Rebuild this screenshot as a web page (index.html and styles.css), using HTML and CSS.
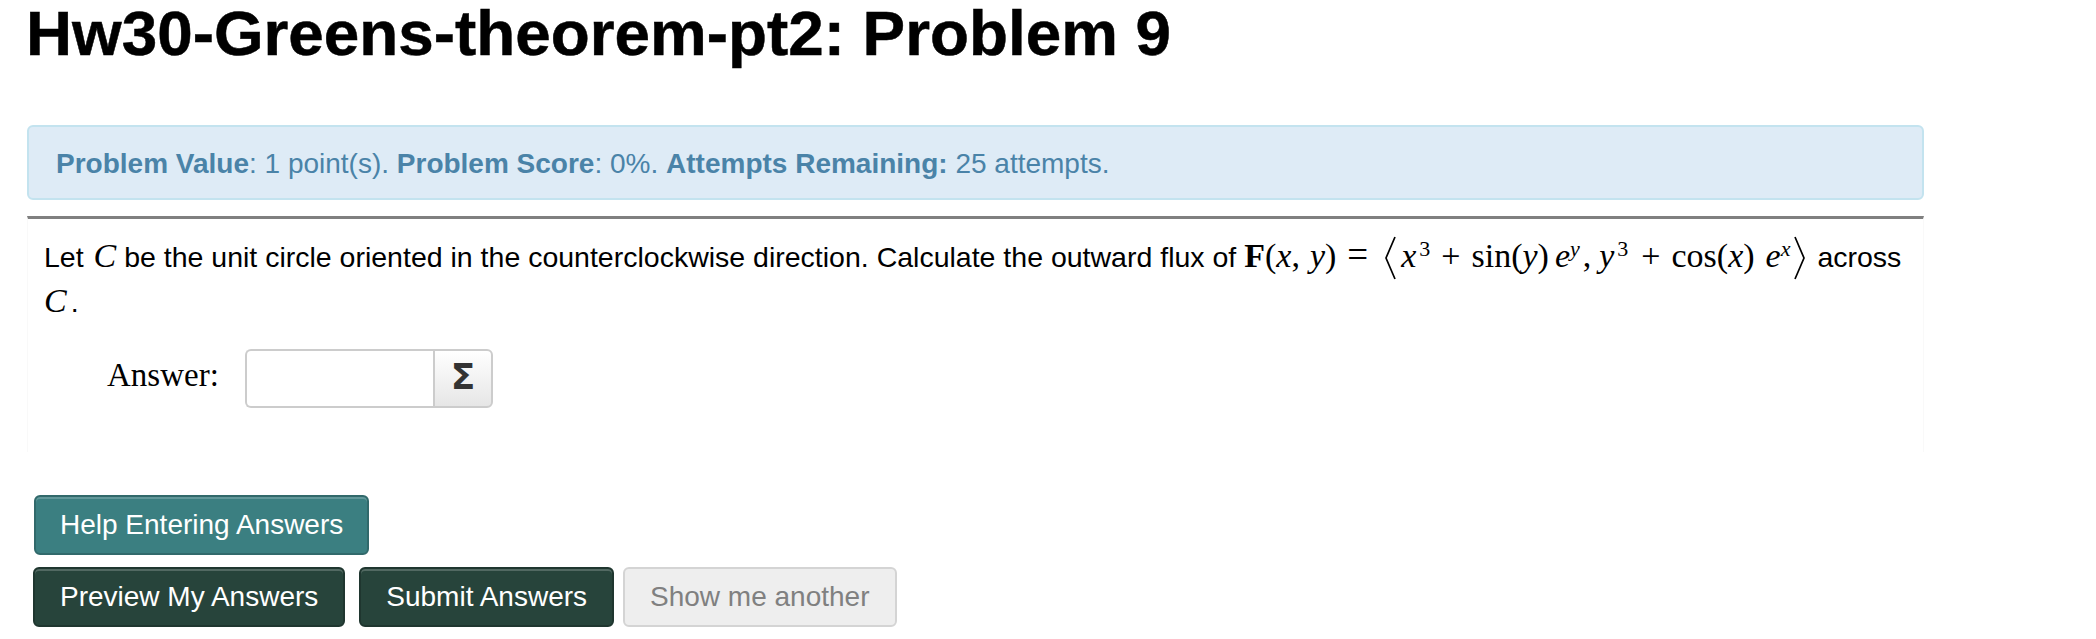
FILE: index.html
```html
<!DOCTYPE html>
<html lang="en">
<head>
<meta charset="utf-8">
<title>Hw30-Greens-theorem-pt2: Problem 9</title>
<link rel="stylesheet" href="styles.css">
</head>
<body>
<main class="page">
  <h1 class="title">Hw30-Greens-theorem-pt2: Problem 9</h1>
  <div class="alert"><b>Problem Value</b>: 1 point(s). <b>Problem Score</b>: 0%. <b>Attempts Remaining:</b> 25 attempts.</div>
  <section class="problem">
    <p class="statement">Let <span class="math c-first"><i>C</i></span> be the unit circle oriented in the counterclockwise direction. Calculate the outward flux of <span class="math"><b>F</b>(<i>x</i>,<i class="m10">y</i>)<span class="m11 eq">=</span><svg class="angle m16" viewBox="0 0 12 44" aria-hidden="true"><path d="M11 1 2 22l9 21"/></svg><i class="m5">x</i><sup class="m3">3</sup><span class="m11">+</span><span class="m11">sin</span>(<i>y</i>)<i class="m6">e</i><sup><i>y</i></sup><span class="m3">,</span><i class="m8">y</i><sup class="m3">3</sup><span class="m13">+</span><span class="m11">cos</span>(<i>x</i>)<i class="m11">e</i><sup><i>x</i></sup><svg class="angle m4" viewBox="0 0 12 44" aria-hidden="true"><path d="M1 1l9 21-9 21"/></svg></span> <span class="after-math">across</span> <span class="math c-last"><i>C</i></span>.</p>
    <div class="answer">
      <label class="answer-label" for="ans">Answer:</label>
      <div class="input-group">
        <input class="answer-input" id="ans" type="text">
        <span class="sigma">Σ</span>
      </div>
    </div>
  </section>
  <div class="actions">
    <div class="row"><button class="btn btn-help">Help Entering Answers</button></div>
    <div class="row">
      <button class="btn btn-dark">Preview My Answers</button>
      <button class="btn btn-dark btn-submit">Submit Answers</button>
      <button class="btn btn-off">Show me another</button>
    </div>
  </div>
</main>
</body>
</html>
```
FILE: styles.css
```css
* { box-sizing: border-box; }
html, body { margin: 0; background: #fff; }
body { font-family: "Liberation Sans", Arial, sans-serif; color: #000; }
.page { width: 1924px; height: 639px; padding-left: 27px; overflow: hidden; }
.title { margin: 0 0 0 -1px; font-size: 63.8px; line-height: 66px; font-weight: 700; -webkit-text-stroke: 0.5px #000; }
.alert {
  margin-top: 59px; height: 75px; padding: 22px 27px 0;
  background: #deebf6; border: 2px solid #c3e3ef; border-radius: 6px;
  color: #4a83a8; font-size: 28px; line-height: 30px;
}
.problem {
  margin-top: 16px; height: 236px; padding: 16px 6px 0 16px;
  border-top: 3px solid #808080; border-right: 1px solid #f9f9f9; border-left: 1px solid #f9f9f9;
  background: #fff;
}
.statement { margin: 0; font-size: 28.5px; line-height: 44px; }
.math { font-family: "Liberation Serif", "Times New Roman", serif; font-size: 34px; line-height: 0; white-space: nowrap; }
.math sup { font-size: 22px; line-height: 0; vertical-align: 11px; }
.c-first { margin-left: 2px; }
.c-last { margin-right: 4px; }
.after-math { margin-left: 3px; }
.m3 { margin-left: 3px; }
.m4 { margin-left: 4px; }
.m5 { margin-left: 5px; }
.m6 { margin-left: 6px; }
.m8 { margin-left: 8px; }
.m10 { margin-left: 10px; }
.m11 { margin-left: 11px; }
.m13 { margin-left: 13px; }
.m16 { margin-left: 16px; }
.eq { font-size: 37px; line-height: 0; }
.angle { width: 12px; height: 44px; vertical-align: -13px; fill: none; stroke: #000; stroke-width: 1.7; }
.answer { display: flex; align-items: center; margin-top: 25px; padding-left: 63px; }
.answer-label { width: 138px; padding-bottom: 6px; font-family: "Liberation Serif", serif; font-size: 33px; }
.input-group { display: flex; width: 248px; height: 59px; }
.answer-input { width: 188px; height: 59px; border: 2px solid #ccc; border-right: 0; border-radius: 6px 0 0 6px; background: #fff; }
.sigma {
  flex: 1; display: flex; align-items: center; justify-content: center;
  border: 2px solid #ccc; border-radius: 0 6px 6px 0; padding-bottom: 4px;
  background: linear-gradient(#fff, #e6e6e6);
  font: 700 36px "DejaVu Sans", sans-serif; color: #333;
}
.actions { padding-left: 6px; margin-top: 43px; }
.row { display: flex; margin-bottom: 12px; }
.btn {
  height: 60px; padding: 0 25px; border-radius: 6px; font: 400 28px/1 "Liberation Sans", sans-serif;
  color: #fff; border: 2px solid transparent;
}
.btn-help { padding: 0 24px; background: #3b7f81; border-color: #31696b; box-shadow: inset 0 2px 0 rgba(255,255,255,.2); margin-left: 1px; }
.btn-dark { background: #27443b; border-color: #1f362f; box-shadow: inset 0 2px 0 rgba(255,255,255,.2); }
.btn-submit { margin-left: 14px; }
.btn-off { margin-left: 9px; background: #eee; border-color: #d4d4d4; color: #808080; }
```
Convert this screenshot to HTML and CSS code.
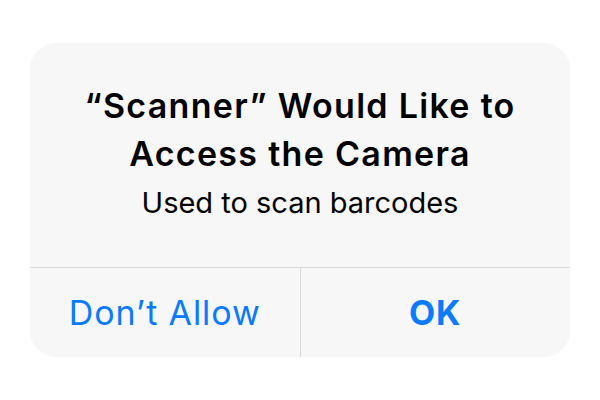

Problem:
Quote the records above in full, dropping each picture.

Solution to this problem:
Rebuild this screenshot as a web page (index.html and styles.css), using HTML and CSS.
FILE: index.html
```html
<!DOCTYPE html>
<html lang="en">
<head>
<meta charset="utf-8">
<title>Hw30-Greens-theorem-pt2: Problem 9</title>
<link rel="stylesheet" href="styles.css">
</head>
<body>
<main class="page">
  <h1 class="title">Hw30-Greens-theorem-pt2: Problem 9</h1>
  <div class="alert"><b>Problem Value</b>: 1 point(s). <b>Problem Score</b>: 0%. <b>Attempts Remaining:</b> 25 attempts.</div>
  <section class="problem">
    <p class="statement">Let <span class="math c-first"><i>C</i></span> be the unit circle oriented in the counterclockwise direction. Calculate the outward flux of <span class="math"><b>F</b>(<i>x</i>,<i class="m10">y</i>)<span class="m11 eq">=</span><svg class="angle m16" viewBox="0 0 12 44" aria-hidden="true"><path d="M11 1 2 22l9 21"/></svg><i class="m5">x</i><sup class="m3">3</sup><span class="m11">+</span><span class="m11">sin</span>(<i>y</i>)<i class="m6">e</i><sup><i>y</i></sup><span class="m3">,</span><i class="m8">y</i><sup class="m3">3</sup><span class="m13">+</span><span class="m11">cos</span>(<i>x</i>)<i class="m11">e</i><sup><i>x</i></sup><svg class="angle m4" viewBox="0 0 12 44" aria-hidden="true"><path d="M1 1l9 21-9 21"/></svg></span> <span class="after-math">across</span> <span class="math c-last"><i>C</i></span>.</p>
    <div class="answer">
      <label class="answer-label" for="ans">Answer:</label>
      <div class="input-group">
        <input class="answer-input" id="ans" type="text">
        <span class="sigma">Σ</span>
      </div>
    </div>
  </section>
  <div class="actions">
    <div class="row"><button class="btn btn-help">Help Entering Answers</button></div>
    <div class="row">
      <button class="btn btn-dark">Preview My Answers</button>
      <button class="btn btn-dark btn-submit">Submit Answers</button>
      <button class="btn btn-off">Show me another</button>
    </div>
  </div>
</main>
</body>
</html>
```
FILE: styles.css
```css
* { box-sizing: border-box; }
html, body { margin: 0; background: #fff; }
body { font-family: "Liberation Sans", Arial, sans-serif; color: #000; }
.page { width: 1924px; height: 639px; padding-left: 27px; overflow: hidden; }
.title { margin: 0 0 0 -1px; font-size: 63.8px; line-height: 66px; font-weight: 700; -webkit-text-stroke: 0.5px #000; }
.alert {
  margin-top: 59px; height: 75px; padding: 22px 27px 0;
  background: #deebf6; border: 2px solid #c3e3ef; border-radius: 6px;
  color: #4a83a8; font-size: 28px; line-height: 30px;
}
.problem {
  margin-top: 16px; height: 236px; padding: 16px 6px 0 16px;
  border-top: 3px solid #808080; border-right: 1px solid #f9f9f9; border-left: 1px solid #f9f9f9;
  background: #fff;
}
.statement { margin: 0; font-size: 28.5px; line-height: 44px; }
.math { font-family: "Liberation Serif", "Times New Roman", serif; font-size: 34px; line-height: 0; white-space: nowrap; }
.math sup { font-size: 22px; line-height: 0; vertical-align: 11px; }
.c-first { margin-left: 2px; }
.c-last { margin-right: 4px; }
.after-math { margin-left: 3px; }
.m3 { margin-left: 3px; }
.m4 { margin-left: 4px; }
.m5 { margin-left: 5px; }
.m6 { margin-left: 6px; }
.m8 { margin-left: 8px; }
.m10 { margin-left: 10px; }
.m11 { margin-left: 11px; }
.m13 { margin-left: 13px; }
.m16 { margin-left: 16px; }
.eq { font-size: 37px; line-height: 0; }
.angle { width: 12px; height: 44px; vertical-align: -13px; fill: none; stroke: #000; stroke-width: 1.7; }
.answer { display: flex; align-items: center; margin-top: 25px; padding-left: 63px; }
.answer-label { width: 138px; padding-bottom: 6px; font-family: "Liberation Serif", serif; font-size: 33px; }
.input-group { display: flex; width: 248px; height: 59px; }
.answer-input { width: 188px; height: 59px; border: 2px solid #ccc; border-right: 0; border-radius: 6px 0 0 6px; background: #fff; }
.sigma {
  flex: 1; display: flex; align-items: center; justify-content: center;
  border: 2px solid #ccc; border-radius: 0 6px 6px 0; padding-bottom: 4px;
  background: linear-gradient(#fff, #e6e6e6);
  font: 700 36px "DejaVu Sans", sans-serif; color: #333;
}
.actions { padding-left: 6px; margin-top: 43px; }
.row { display: flex; margin-bottom: 12px; }
.btn {
  height: 60px; padding: 0 25px; border-radius: 6px; font: 400 28px/1 "Liberation Sans", sans-serif;
  color: #fff; border: 2px solid transparent;
}
.btn-help { padding: 0 24px; background: #3b7f81; border-color: #31696b; box-shadow: inset 0 2px 0 rgba(255,255,255,.2); margin-left: 1px; }
.btn-dark { background: #27443b; border-color: #1f362f; box-shadow: inset 0 2px 0 rgba(255,255,255,.2); }
.btn-submit { margin-left: 14px; }
.btn-off { margin-left: 9px; background: #eee; border-color: #d4d4d4; color: #808080; }
```
Convert this screenshot to HTML and CSS code.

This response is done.